-- Start of Provided material --
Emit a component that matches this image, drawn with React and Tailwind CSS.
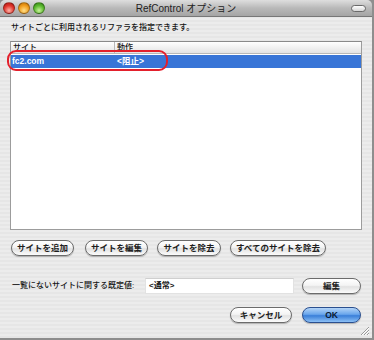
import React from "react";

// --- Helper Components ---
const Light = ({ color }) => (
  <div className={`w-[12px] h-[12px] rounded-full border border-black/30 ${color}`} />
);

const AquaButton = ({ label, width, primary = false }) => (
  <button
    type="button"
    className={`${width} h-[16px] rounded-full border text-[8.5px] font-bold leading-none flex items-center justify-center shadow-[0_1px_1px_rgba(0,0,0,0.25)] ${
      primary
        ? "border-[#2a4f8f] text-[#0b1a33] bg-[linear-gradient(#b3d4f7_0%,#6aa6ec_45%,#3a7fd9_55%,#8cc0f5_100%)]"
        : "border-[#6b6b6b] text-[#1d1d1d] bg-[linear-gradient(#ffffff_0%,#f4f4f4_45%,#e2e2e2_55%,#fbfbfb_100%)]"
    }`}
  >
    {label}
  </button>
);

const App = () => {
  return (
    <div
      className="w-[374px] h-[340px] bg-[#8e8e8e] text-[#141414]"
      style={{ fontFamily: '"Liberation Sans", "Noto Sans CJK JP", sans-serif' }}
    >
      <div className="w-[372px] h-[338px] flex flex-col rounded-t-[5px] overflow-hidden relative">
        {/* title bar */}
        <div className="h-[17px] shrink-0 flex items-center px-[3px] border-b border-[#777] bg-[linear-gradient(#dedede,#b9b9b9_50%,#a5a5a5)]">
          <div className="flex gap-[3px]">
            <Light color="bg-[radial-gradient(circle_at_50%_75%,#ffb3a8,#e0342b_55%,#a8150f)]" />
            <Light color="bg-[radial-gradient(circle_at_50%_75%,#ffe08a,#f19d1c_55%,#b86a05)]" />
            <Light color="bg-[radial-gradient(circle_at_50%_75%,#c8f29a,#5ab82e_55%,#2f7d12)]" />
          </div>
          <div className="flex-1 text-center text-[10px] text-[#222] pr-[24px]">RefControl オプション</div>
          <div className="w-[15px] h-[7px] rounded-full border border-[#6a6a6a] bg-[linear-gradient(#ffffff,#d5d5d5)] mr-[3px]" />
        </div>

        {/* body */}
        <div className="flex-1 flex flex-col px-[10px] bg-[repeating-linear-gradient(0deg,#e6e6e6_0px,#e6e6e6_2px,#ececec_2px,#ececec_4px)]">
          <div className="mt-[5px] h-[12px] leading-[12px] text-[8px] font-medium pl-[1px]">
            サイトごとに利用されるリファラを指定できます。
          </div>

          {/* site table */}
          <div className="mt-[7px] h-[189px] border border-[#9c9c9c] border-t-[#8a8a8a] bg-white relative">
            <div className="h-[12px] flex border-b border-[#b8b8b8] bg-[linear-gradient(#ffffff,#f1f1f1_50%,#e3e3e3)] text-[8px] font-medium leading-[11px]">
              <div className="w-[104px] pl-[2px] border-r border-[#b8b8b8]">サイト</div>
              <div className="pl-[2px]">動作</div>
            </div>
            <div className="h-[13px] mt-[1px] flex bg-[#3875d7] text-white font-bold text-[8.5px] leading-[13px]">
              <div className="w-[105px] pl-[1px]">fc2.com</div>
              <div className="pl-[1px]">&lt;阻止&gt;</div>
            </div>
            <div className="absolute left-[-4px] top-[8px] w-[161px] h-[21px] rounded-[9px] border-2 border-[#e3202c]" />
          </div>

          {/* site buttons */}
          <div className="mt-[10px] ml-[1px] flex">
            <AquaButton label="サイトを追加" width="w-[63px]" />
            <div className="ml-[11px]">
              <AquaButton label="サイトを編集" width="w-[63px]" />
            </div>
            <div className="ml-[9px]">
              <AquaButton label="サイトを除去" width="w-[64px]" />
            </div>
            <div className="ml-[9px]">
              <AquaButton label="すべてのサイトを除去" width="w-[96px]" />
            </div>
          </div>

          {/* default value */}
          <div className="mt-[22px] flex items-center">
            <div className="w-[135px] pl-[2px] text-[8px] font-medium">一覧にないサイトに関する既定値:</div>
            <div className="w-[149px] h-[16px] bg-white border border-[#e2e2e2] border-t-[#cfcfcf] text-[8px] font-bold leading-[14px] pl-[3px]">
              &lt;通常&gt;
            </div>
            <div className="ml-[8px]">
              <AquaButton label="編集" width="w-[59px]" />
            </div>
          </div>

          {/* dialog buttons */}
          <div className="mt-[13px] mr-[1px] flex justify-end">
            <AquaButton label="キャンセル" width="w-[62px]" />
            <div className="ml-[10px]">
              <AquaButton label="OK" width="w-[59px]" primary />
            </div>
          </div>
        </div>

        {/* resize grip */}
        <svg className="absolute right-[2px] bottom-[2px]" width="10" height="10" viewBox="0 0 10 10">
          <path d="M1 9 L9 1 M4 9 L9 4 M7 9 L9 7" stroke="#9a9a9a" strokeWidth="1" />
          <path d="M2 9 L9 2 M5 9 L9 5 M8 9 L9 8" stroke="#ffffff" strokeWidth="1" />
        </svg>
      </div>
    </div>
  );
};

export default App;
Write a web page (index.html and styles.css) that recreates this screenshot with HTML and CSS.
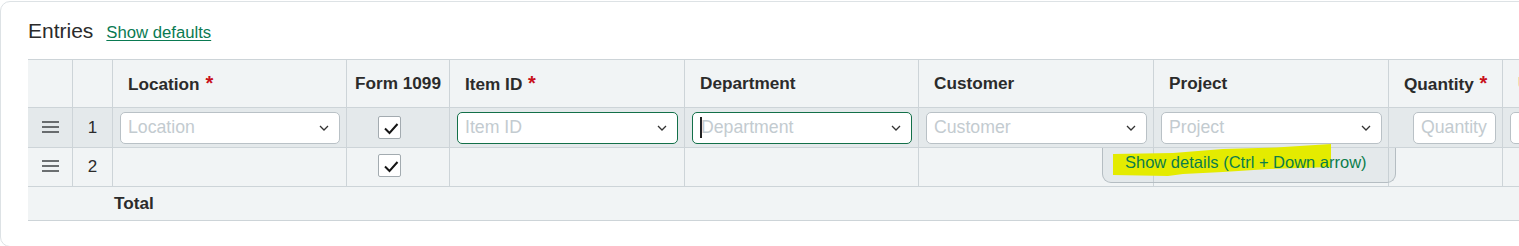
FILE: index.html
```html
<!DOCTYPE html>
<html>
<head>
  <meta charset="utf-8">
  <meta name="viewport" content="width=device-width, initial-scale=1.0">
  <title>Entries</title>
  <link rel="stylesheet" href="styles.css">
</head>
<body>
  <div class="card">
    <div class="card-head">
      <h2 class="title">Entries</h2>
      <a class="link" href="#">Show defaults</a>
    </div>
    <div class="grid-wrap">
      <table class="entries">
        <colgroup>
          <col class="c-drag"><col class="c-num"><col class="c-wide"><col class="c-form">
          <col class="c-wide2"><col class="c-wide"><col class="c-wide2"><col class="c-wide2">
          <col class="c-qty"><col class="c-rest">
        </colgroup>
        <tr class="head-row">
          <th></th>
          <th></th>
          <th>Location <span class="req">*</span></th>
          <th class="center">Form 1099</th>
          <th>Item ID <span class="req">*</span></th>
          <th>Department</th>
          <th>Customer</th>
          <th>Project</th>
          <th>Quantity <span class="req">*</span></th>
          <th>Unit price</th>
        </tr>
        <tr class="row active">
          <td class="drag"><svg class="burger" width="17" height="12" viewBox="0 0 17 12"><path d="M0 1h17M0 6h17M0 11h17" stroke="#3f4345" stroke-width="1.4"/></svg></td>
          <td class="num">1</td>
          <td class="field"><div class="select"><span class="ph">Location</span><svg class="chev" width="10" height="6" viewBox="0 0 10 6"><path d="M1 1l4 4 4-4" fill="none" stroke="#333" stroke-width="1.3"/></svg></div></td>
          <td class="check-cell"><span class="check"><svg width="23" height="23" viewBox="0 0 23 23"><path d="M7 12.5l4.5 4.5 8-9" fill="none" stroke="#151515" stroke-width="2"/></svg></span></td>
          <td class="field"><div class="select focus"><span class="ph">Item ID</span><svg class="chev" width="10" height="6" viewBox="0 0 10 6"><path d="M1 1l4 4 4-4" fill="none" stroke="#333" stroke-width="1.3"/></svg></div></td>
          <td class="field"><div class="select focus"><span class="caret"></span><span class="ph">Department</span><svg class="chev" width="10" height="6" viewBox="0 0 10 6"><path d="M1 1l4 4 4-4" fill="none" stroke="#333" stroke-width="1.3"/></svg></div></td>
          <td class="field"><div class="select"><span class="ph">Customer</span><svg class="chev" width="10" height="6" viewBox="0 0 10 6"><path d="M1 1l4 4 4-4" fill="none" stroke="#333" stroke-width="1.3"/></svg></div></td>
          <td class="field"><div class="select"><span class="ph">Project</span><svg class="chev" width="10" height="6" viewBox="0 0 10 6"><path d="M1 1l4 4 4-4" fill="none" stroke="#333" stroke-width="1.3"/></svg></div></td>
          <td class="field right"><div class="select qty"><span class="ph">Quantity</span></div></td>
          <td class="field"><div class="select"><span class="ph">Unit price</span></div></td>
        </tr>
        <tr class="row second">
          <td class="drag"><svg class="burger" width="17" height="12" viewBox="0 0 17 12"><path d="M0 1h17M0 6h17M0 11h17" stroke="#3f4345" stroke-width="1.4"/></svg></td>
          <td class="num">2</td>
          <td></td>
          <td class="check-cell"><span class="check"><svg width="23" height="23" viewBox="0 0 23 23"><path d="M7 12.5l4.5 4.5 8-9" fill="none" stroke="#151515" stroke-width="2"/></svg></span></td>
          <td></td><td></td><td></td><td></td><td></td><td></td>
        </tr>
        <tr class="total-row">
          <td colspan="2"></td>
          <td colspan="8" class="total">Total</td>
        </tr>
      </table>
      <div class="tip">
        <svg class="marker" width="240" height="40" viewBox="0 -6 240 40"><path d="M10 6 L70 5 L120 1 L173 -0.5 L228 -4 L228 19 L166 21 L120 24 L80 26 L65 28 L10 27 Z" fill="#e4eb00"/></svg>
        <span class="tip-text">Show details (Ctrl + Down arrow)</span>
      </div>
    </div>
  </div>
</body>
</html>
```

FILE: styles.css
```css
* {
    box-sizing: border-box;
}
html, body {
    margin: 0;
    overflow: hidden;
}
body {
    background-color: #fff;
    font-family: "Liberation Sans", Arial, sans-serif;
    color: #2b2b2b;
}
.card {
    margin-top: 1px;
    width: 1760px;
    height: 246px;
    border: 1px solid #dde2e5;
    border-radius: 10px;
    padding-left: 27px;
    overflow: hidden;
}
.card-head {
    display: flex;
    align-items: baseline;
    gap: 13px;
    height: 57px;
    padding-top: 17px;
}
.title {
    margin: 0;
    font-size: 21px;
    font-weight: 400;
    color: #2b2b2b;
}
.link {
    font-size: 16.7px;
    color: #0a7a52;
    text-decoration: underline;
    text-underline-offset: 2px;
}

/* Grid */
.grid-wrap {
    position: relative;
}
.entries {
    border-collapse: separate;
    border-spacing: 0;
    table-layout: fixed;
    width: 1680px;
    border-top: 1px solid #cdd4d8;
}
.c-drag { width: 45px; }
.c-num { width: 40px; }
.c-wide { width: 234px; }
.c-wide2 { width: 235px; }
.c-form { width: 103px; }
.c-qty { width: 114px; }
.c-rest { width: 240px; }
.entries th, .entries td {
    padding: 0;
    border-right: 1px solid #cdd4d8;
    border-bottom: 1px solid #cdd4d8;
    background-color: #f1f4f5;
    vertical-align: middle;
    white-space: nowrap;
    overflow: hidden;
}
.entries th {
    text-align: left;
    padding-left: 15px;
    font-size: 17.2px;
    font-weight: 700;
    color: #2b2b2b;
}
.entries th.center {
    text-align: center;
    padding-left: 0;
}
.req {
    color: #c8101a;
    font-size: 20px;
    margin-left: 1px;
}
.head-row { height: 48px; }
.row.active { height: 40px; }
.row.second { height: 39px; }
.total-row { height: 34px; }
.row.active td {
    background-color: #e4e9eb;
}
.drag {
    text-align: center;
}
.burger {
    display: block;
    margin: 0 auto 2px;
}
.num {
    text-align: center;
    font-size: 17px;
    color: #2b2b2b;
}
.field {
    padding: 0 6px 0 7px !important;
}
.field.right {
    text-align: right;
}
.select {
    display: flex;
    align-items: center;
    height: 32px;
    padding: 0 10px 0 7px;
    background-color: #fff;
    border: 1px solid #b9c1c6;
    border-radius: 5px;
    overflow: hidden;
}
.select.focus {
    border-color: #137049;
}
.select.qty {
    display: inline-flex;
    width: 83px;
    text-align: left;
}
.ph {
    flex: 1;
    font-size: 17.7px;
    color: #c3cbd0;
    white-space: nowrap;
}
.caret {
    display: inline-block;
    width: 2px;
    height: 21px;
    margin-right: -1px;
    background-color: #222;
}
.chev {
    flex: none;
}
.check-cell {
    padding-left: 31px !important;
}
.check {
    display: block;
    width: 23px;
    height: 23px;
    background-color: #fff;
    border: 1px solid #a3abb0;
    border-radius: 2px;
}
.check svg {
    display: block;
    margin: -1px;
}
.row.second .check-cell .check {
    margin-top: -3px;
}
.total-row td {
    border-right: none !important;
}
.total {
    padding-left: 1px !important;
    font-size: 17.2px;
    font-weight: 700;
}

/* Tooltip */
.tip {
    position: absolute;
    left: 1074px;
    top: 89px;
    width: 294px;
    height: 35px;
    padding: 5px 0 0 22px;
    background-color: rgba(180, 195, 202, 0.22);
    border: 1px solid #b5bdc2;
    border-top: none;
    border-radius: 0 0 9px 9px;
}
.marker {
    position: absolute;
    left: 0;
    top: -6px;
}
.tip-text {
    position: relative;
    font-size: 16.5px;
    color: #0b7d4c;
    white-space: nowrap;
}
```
-- End of Provided material --
Given instruction
Everything from the first line of the records through the line containing "import React from" should be reproduced exactly, apart from the pictures.

The solution
Emit a component that matches this image, drawn with React and Tailwind CSS.
import React from "react";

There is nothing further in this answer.